→ **Given records**
★ ★ ★
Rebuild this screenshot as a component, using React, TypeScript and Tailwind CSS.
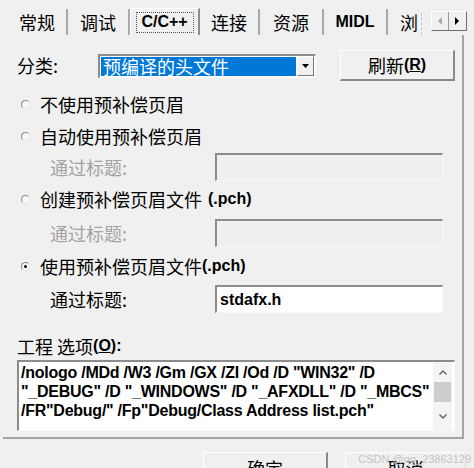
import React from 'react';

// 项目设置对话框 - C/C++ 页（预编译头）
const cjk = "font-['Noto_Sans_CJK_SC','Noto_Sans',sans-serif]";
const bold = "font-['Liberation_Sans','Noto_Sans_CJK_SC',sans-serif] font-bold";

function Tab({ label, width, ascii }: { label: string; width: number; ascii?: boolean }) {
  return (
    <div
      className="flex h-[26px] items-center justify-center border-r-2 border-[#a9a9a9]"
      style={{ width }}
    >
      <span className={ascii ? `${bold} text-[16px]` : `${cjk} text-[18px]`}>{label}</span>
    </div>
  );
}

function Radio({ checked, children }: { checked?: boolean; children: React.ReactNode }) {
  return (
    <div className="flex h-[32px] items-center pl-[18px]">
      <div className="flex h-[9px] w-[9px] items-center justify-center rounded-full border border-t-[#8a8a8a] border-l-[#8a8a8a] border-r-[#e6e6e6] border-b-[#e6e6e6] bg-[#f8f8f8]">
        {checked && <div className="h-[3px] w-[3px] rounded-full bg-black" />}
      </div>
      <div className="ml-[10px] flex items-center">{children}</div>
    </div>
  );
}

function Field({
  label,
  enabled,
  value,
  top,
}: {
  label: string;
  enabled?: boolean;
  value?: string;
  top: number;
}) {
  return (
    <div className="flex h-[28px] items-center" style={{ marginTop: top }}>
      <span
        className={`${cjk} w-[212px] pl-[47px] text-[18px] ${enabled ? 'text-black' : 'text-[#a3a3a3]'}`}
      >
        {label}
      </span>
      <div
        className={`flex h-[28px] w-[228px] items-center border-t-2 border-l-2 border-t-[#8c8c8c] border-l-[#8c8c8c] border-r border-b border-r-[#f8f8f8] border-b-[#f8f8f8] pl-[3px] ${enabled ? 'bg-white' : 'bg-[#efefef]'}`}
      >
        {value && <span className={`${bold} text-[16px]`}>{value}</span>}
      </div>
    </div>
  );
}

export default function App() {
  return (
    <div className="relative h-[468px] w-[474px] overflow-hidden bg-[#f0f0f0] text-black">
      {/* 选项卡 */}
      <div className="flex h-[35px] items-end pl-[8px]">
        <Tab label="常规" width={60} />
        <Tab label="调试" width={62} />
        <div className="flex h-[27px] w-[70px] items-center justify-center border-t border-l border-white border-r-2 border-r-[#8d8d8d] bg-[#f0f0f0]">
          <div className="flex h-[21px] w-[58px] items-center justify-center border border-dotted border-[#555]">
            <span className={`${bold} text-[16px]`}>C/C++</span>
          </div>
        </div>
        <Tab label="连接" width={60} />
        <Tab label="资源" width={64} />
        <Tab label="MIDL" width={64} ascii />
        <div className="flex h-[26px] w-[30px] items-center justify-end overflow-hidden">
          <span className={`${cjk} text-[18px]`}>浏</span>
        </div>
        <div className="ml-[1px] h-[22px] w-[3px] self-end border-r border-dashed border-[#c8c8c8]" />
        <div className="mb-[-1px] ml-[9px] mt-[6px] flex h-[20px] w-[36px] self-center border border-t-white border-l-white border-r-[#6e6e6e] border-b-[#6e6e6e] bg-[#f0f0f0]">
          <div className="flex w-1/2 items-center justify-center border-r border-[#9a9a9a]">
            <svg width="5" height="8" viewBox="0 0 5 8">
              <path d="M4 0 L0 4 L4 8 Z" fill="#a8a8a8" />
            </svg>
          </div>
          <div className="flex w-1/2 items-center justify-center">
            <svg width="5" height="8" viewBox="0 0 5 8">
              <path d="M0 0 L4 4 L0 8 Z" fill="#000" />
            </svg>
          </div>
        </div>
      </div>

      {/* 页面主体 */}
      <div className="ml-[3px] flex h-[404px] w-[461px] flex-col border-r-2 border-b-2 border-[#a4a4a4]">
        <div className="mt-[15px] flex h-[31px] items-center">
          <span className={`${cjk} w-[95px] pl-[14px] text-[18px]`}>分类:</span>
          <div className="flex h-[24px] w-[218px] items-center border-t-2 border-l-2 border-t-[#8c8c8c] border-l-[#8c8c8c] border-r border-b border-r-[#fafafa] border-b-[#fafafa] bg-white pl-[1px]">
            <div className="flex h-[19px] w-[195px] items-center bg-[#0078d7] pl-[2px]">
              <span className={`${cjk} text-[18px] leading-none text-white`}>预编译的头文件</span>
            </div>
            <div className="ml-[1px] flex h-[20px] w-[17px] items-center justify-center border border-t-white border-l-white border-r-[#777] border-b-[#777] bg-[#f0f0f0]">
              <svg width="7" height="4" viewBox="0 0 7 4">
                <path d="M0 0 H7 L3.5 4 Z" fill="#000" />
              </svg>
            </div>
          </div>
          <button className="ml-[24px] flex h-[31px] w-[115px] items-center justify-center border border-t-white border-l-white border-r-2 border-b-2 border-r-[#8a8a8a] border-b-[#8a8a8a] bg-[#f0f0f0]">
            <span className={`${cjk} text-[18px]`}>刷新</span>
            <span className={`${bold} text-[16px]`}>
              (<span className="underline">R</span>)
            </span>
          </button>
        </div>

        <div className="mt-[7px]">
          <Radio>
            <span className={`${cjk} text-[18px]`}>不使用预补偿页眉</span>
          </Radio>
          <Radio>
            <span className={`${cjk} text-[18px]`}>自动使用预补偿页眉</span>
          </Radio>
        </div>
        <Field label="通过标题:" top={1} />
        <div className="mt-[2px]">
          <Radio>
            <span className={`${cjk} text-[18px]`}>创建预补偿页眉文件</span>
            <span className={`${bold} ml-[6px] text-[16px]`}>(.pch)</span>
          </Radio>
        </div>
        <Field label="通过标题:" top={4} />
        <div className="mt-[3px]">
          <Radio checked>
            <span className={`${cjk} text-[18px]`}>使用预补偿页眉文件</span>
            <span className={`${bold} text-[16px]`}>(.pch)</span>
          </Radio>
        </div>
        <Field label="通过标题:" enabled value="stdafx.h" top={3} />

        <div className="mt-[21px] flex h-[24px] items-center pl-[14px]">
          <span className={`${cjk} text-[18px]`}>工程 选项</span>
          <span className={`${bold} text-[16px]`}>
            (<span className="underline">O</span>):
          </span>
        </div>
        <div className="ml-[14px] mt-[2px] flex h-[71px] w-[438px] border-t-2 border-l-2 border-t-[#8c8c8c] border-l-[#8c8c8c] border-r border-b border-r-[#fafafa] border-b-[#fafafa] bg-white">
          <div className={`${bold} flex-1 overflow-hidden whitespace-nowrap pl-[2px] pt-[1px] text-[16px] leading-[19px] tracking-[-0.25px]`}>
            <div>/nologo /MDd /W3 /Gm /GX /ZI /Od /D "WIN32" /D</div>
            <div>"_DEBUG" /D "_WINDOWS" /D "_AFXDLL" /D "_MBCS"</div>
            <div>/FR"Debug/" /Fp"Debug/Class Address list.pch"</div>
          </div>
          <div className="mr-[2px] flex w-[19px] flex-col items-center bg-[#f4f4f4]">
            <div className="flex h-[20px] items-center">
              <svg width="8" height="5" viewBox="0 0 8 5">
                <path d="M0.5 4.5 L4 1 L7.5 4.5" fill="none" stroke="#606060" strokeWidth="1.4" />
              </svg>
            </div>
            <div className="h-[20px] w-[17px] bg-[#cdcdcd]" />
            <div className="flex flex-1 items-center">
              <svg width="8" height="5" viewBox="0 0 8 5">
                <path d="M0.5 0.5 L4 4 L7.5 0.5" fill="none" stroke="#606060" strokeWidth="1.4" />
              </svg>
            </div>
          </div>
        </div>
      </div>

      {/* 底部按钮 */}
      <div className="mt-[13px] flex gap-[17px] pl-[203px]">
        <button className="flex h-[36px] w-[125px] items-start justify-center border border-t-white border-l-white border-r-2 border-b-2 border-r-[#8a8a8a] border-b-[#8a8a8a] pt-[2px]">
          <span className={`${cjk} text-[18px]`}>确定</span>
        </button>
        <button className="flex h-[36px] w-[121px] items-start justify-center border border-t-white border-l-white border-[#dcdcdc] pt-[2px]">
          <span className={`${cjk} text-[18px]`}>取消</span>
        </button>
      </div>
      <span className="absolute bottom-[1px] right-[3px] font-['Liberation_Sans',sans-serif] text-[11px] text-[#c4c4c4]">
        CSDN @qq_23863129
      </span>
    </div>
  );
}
★ ★ ★
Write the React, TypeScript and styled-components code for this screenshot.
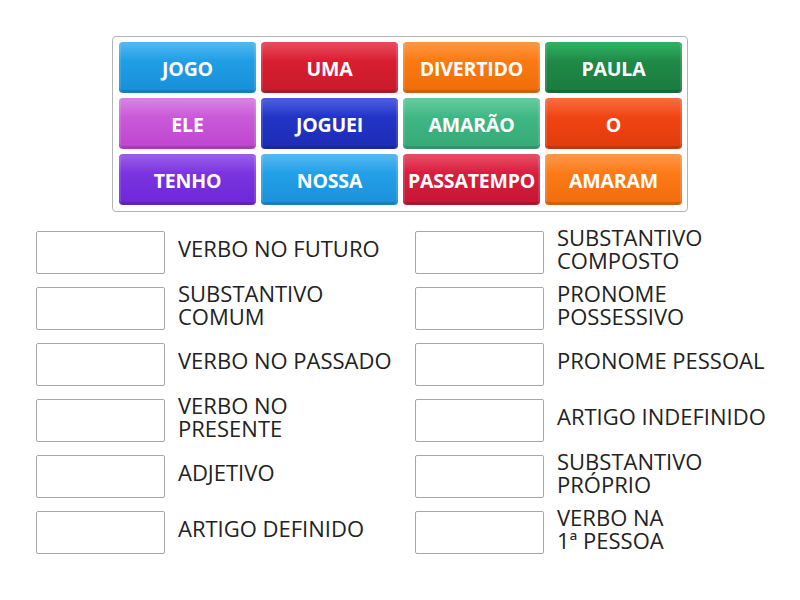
★ ★ ★
→ **Task brief**
Examine the listing and say how many of its lines contain the string "TypeScript". Give the number alone.

→ **Complete response**
2